WESTMINSTER, Pa. – Jerry Parrish will never forget Feb. 29, 2004, when the second chapter of his racing life sailed into turn one at Lincoln Speedway and unleashed a determination that would become hallmark for years to come.
While every driver occupied the bottom, Brian Montieth, in his debut season for Parrish’s race team, opted for something more thrilling.
The 29-year-old blistered the top, surging from 20th to fourth in the opening corner. By the exit of turn four, Montieth tried Greg Hodnett for third. But in that moment, as he cut from the top to Hodnett’s inside, Montieth’s car did a wheelie and landed on its side.
That moment will forever encapsulate “The Edge,” the cherished nickname Parrish gave Montieth throughout a memorable 17-year run that ended in October.
Montieth flirted often with the edge of catastrophe, but that determined nature is what enraptured so many for so many years.
“When you watched him, it was exciting,” Parrish said. “It didn’t matter where he was, where he started, you had a chance. He was exciting enough that I didn’t miss driving myself.”
Whether Montieth is fully retired from racing or not remains unknown, as Parrish and the now 46-year-old driver will go their separate ways in 2021.
What is left behind, however, is one of the more-accomplished runs in the long history of central Pennsylvania sprint car racing.
Parrish and Montieth racked up 83 wins and eight Lincoln track championships since that eventful opening day in Abbottstown, Pa., in 2004.
Three Pennsylvania crown jewels sit atop that win list – Dirt Classic titles in 2015 and 2019 to go along with a Tuscarora 50 win in 2010.

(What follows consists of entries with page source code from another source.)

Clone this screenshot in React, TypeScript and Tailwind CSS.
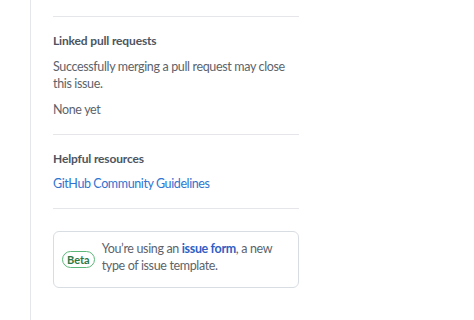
const App = () => {
   return (
      <div className="h-[320px] w-[474px] bg-white pl-[30px] text-[#5c636b]" style={{ fontFamily: 'Lato, "Noto Sans", sans-serif' }}>
         <div className="h-full border-l border-[#e4e6e9] pl-[22px]">
            <div className="w-[246px] pt-[16px]">
               <div className="border-t border-[#e4e6e9]" />

               {/* Linked pull requests */}
               <div className="pt-[15px] pb-[15px]">
                  <h3 className="text-[12px] font-bold leading-[18px] tracking-[-0.15px] text-[#4d5560]">Linked pull requests</h3>
                  <p className="mt-[8px] text-[12.5px] leading-[17px] tracking-[-0.35px]">Successfully merging a pull request may close this issue.</p>
                  <p className="mt-[9px] text-[12.5px] leading-[18px] tracking-[-0.35px]">None yet</p>
               </div>
               <div className="border-t border-[#e4e6e9]" />

               {/* Helpful resources */}
               <div className="pt-[15px] pb-[15px]">
                  <h3 className="text-[12px] font-bold leading-[18px] tracking-[-0.15px] text-[#4d5560]">Helpful resources</h3>
                  <a href="#" className="mt-[7px] block text-[12.5px] leading-[18px] tracking-[-0.4px] text-[#2f74d0]">
                     GitHub Community Guidelines
                  </a>
               </div>
               <div className="border-t border-[#e4e6e9]" />

               {/* Beta notice */}
               <div className="mt-[22px] flex h-[57px] items-center gap-[7px] rounded-md border border-[#d8dde3] pl-[8px] pr-[20px]">
                  <span className="rounded-full border border-[#5cb87a] px-[4px] text-[11px] font-bold leading-[15px] text-[#2b7a45]">Beta</span>
                  <p className="pb-[6px] text-[12.5px] leading-[17px] tracking-[-0.35px]">
                     You’re using an <a href="#" className="font-bold text-[#2f5fc4]">issue form</a>, a new type of issue template.
                  </p>
               </div>
            </div>
         </div>
      </div>
   );
};

export default App;
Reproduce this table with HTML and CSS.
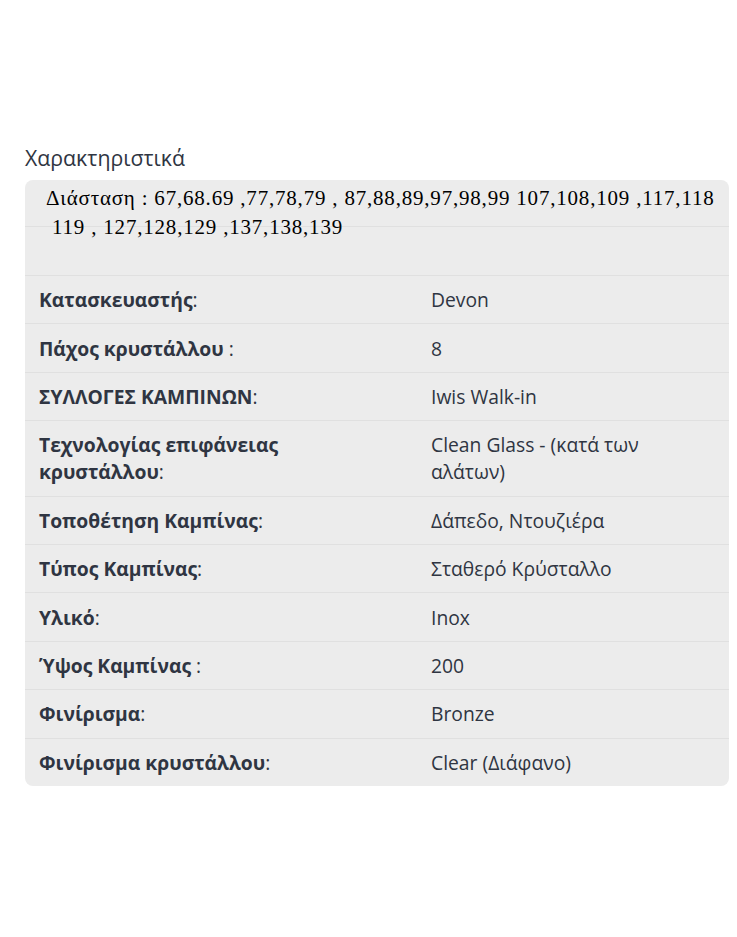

His five Pennsylvania Speedweek wins are tied for 10th all-time, the final one a palpable victory at Lincoln over Danny Dietrich and Kyle Larson on July 2, 2019.
In fact, the photo of Montieth taking the checkered flag on that spirited night, just two days after Dietrich wrecked Montieth out of the lead, served as the backdrop of Parrish’s goodbye statement on social media in October.
It all began when Parrish, a former racer himself, parked next to Montieth in the late 1990s and early 2000s at Lincoln Speedway.
Parrish had just started his own race team and Montieth, a blue-collar figure himself, often lent a spare hand to the noticeably undermanned crew.
But what enamored Parrish is that Montieth lacked resources himself and somehow occasionally beat the likes of Fred Rahmer and Hodnett with steel-block power.
“I could see his talent,” Parrish said. “He just needed money behind him.”
Montieth was a bit rascally and raw, though, oftentimes sending it in the corner too hard and having it end on the wrecker. Parrish always stuck by his No. 1 rule of thumb for discerning potential: “You can slow them down, but you can’t speed them up. You got to remember that.”
Parrish knew this fearlessness could be tamed. Over time, his new vision came into focus: retire from driving, put his efforts into one machine, and take a chance on a driver so many deemed too wild.
That decision amounted to the ascent of one of the more electrifying drivers in Pennsylvania Posse history. In return, intentionally or not, Montieth helped Parrish into the most rewarding chapter of his life.
“I knew if I was driving and if he was driving, I couldn’t see some of the awesome things he could do,” Parrish said.